**Job:**
Below are the records. List every line holding the word "with".

Saved entries:
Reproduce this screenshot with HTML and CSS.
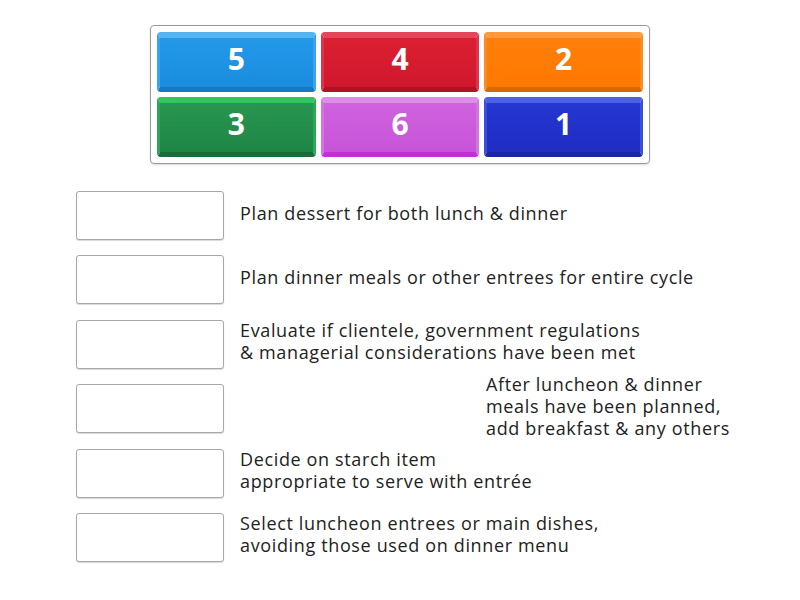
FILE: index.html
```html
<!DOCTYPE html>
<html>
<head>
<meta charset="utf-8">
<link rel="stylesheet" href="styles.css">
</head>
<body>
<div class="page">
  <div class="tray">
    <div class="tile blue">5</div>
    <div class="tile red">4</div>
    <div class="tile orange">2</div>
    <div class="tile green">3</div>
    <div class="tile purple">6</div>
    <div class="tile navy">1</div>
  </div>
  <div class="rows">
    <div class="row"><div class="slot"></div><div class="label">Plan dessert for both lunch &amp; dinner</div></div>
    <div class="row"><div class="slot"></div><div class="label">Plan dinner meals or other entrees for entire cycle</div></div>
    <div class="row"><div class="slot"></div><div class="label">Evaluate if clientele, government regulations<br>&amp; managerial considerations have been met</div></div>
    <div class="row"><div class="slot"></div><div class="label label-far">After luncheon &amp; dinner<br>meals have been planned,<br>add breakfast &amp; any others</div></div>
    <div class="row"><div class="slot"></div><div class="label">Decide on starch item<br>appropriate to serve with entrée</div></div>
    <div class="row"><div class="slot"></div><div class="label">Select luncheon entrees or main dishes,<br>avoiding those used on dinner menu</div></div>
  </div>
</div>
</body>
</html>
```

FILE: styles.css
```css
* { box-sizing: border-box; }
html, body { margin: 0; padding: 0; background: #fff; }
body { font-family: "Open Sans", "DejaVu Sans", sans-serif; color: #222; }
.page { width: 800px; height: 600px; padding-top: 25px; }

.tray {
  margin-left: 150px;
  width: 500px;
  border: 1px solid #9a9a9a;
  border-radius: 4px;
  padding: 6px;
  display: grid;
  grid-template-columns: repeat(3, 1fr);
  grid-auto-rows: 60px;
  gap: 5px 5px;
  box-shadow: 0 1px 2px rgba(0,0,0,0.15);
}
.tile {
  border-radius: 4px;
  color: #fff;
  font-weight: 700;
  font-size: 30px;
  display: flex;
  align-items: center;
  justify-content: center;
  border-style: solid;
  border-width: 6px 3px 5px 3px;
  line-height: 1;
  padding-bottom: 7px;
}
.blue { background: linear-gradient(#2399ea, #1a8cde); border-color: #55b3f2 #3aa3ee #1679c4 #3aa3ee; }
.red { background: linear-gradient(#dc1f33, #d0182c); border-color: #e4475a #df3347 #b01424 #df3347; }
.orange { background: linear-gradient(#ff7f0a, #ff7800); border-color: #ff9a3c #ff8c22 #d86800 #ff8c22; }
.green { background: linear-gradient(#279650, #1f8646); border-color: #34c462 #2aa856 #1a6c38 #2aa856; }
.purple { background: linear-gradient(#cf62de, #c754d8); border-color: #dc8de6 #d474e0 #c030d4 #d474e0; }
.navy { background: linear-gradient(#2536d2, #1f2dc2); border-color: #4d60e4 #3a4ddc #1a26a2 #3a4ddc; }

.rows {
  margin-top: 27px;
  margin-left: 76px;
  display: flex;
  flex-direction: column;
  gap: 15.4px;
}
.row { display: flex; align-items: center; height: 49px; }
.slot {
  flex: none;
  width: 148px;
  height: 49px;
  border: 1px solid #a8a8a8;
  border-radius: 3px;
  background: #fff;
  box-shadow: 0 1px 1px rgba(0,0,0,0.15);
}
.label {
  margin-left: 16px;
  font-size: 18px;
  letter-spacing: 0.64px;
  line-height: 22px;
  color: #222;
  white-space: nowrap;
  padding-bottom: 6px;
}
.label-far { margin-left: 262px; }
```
* * *
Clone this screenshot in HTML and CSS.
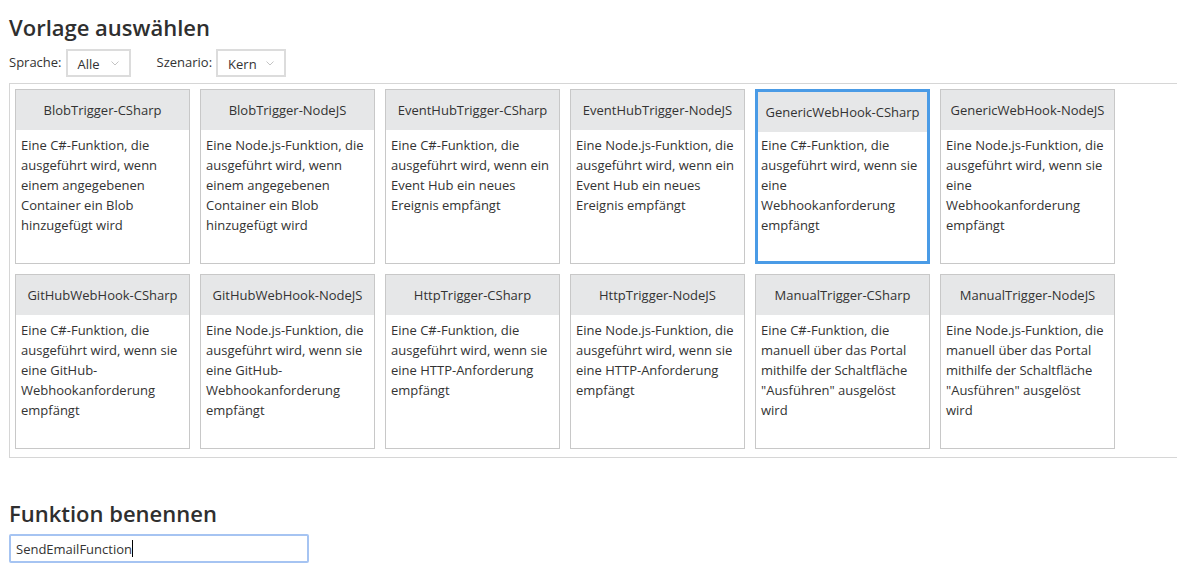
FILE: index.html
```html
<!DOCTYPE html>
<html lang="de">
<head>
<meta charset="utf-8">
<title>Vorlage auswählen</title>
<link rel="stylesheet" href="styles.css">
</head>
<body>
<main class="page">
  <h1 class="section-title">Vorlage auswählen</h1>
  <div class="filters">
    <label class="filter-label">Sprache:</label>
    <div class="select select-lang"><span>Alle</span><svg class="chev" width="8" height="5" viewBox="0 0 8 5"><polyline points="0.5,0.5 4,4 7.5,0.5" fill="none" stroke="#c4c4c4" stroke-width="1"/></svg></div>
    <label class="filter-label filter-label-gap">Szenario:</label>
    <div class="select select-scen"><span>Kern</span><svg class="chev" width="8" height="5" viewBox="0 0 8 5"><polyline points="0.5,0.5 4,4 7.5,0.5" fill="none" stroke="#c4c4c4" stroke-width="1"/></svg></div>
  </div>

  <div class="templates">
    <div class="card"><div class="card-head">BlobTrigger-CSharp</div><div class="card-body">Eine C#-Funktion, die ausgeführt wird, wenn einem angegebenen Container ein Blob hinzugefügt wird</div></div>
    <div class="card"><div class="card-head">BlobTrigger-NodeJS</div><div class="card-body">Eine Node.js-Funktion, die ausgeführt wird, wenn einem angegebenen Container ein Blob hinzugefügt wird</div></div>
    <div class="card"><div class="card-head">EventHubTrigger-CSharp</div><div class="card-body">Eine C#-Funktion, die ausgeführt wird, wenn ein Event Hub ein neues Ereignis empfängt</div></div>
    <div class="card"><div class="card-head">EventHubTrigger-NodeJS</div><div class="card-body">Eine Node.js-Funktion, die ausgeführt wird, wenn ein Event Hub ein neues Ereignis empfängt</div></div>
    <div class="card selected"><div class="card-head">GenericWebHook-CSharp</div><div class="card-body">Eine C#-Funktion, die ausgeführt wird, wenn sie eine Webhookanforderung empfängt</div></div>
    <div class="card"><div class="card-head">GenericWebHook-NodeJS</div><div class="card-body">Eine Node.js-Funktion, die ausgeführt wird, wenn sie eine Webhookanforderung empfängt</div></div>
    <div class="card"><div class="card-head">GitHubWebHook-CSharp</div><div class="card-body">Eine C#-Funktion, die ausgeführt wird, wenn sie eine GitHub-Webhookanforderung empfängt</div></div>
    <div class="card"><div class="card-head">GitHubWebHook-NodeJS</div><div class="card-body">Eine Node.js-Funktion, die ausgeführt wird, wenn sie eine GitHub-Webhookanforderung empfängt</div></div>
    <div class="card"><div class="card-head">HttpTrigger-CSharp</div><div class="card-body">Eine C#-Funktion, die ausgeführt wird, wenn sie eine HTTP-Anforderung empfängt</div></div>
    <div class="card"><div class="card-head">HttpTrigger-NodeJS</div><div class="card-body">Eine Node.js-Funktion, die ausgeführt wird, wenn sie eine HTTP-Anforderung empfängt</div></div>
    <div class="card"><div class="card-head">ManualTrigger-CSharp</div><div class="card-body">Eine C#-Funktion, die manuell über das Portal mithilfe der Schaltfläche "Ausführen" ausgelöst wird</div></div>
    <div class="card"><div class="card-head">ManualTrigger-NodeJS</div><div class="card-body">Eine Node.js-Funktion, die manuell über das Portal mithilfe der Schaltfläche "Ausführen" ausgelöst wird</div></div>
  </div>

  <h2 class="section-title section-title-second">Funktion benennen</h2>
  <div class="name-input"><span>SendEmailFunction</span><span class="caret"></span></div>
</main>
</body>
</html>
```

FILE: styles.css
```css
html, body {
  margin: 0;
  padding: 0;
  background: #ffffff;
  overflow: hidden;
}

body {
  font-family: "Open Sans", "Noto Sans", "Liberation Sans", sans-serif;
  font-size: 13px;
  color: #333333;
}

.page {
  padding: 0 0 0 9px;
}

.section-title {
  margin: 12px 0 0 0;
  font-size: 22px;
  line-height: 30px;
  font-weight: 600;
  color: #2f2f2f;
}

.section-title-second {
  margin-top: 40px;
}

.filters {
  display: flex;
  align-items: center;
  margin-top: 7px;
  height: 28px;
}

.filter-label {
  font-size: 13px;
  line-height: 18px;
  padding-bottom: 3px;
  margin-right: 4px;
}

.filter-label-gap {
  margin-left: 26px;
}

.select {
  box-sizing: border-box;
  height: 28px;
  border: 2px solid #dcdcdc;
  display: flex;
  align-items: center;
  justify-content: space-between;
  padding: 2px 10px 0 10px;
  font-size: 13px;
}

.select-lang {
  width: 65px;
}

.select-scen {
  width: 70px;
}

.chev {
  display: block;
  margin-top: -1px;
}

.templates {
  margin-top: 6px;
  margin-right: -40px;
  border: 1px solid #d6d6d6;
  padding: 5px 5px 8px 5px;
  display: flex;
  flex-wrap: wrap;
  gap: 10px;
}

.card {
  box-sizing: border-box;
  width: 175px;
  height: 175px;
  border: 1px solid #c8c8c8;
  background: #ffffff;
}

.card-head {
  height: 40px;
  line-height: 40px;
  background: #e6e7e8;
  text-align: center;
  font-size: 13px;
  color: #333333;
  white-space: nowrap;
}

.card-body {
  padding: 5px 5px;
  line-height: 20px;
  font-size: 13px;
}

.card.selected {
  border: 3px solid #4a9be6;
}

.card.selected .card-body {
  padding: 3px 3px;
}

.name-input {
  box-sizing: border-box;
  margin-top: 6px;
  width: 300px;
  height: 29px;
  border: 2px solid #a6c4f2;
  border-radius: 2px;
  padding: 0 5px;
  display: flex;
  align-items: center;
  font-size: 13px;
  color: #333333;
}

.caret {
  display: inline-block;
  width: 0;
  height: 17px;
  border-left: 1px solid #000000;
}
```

**Full response:**
Reproduce this screenshot with HTML and CSS.
    <div class="row"><div class="slot"></div><div class="label">Decide on starch item<br>appropriate to serve with entrée</div></div>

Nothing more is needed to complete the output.